As I mentioned earlier, the community I serve is mostly Christian. After working eleven years with this hospice, I can count the number of non-Christian patients I've served on one hand. I've never been with a non-Christian in the last moments of his or her life. I think it would be interesting to sit with a Muslim, a Jew, a Hindu, or a member of another world religion and observe their behavior as they die. Will they also reach to Heaven? Will they see Jesus? Will they see angels? Will they see loved ones who have died? Or will their experience be something completely different because of their different perceptions and beliefs?

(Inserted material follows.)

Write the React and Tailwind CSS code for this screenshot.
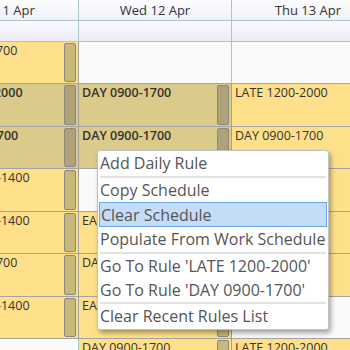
import React from 'react'

const DAY = 'DAY 0900-1700'
const LATE = 'LATE 1200-2000'
const EARLY = 'EARLY 0600-1400'

const rows = [
  { h: 'h-[42px]', cells: [{ t: DAY, k: 'y' }, { k: 'e' }, { k: 'e' }] },
  { h: 'h-[43px]', cells: [{ t: LATE, k: 's' }, { t: DAY, k: 's' }, { t: LATE, k: 'y' }] },
  { h: 'h-[42px]', cells: [{ t: DAY, k: 's' }, { t: DAY, k: 's' }, { t: DAY, k: 'y' }] },
  { h: 'h-[43px]', cells: [{ t: EARLY, k: 'y' }, { k: 'e' }, { t: DAY, k: 'y' }] },
  { h: 'h-[42px]', cells: [{ t: EARLY, k: 'y' }, { t: EARLY, k: 'y' }, { t: LATE, k: 'y' }] },
  { h: 'h-[43px]', cells: [{ t: DAY, k: 'y' }, { t: DAY, k: 'y' }, { t: DAY, k: 'y' }] },
  { h: 'h-[42px]', cells: [{ t: EARLY, k: 'y' }, { t: EARLY, k: 'y' }, { k: 'e' }] },
  { h: 'h-[42px]', cells: [{ k: 'e' }, { t: DAY, k: 'y' }, { t: LATE, k: 'y' }] },
]

const cellStyle = {
  e: 'bg-[#fafafa] border-r-[#a9c5c6] border-b-[#a3a3a3]',
  y: 'bg-[#ffe08a] border-r-[#a0a0a0] border-b-[#a3a3a3]',
  s: 'bg-[#dbcb8b] border-r-[#a0a0a0] border-b-[#a3a3a3] font-semibold',
}

const handleStyle = {
  y: 'bg-[#c9b87e]',
  s: 'bg-[#aea27b]',
}

const days = ['Tue 11 Apr', 'Wed 12 Apr', 'Thu 13 Apr']

const menu = [
  { label: 'Add Daily Rule', h: 'h-[25px]', sep: true },
  { label: 'Copy Schedule', h: 'h-[24px]' },
  { label: 'Clear Schedule', h: 'h-[25px]', active: true },
  { label: 'Populate From Work Schedule', h: 'h-[25px]', sep: true },
  { label: "Go To Rule 'LATE 1200-2000'", h: 'h-[24px]' },
  { label: "Go To Rule 'DAY 0900-1700'", h: 'h-[24px]', sep: true },
  { label: 'Clear Recent Rules List', h: 'h-[25px]' },
]

function Cell({ cell, h }) {
  return (
    <div className={`w-[153px] shrink-0 flex border-r border-b ${h} ${cellStyle[cell.k]}`}>
      <div className="flex-1 pl-[3px] pt-[1px] text-[12.5px] leading-[16px] text-[#333] whitespace-nowrap overflow-hidden">
        {cell.t}
      </div>
      {cell.t && (
        <div className={`w-[12px] my-[1px] mr-[2px] rounded-[2px] border border-[#8d8878] ${handleStyle[cell.k]}`} />
      )}
    </div>
  )
}

export default function App() {
  return (
    <div className="relative w-[350px] h-[350px] overflow-hidden bg-white font-['Open_Sans',sans-serif]">
      <div className="-ml-[74px] w-[459px]">
        <div className="flex">
          {days.map((d) => (
            <div
              key={d}
              className="w-[153px] shrink-0 h-[21px] border-r border-b border-[#a9c5c6] bg-gradient-to-b from-[#fdfdff] to-[#f0f0fa] text-center text-[13px] leading-[20px] text-[#333]"
            >
              {d}
            </div>
          ))}
        </div>
        <div className="flex">
          {days.map((d) => (
            <div
              key={d}
              className="w-[153px] shrink-0 h-[21px] border-r border-b border-[#a9c5c6] bg-gradient-to-b from-[#f9f9fe] to-[#ececf7]"
            />
          ))}
        </div>
        {rows.map((r, i) => (
          <div key={i} className="flex">
            {r.cells.map((c, j) => (
              <Cell key={j} cell={c} h={r.h} />
            ))}
          </div>
        ))}
      </div>

      <div className="absolute left-[97px] top-[150px] w-[232px] bg-white border border-[#c2c2c2] rounded-[3px] shadow-[2px_3px_5px_rgba(0,0,0,0.35)] text-[16px] text-[#555]">
        {menu.map((m) => (
          <React.Fragment key={m.label}>
            <div
              className={`mx-[1px] ${m.h} leading-[24px] pl-[1px] whitespace-nowrap ${
                m.active ? 'bg-[#c5dcf7] border border-[#6aa6ec] pl-0' : ''
              }`}
            >
              {m.label}
            </div>
            {m.sep && <div className="mx-[2px] h-[2px] bg-[#e2e2e2]" />}
          </React.Fragment>
        ))}
      </div>
    </div>
  )
}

I will add these questions to my "Things to Ask God When I Get To Heaven" list.
***From "The Stairs", a song by INXS, referring to the different faiths around the world

3 comments:

Mike Testa said...

I am a CPA and financial planner that helps families save money when making funeral arrangements. I deal with death on a regular basis. I am also a Christian.

From God's perspective, death is nothing to grieve. I have heard it said that Heaven enjoys a maternity-ward reaction to funerals. Angels watch body burials the same way grand parents monitor delivery room doors."He'll be coming through any minute!" They can't wait to see the new arrival. We don't grieve when babies enter the world. The hosts of heaven don't weep when we leave it.

You can learn more about funerals here: http://www.funeral-tips.com

Pam said...

Hi Mike!

Thank you so much for visiting my blog and for taking the time to leave such a thoughtful commment.

It's funny that you compare death with birth, because I've had that same train of thought before. I've said before that being with someone who is about to leave this world feels similar to waiting for someone who is about to enter it. The veils are lifted, and everyone is very vulnerable.

Sometimes those left behind feel guilty about feeling sad because they feel like they should be rejoicing...yet they don't feel entirely joyful at the moment. I tell them that I believe you can feel happy and relieved for the person who has died while feeling sad for yourself at the same time.

As a financial planner who helps families make funeral arrangements, I'm sure that you hear about and deal with more than just the financial and legal aspects of dying. I fully appreciate folks like you because I know that when my patients have met with someone who has kindly and compassionately helped them settle the "business" of dying, they are greatly relieved. They can then get on with the business of living. Thank you for what you do!

Anonymous said...

Pammie, I loved this post. I myself went through a scathing re-evaluation of what I believed about Heaven after James died. It amazes me as well how many people are simply not willing to "go there" when it comes to questioning the things they've held onto their entire lives. I guess because they feel defensive, as you said, and seem to think you're somehow attacking their identity.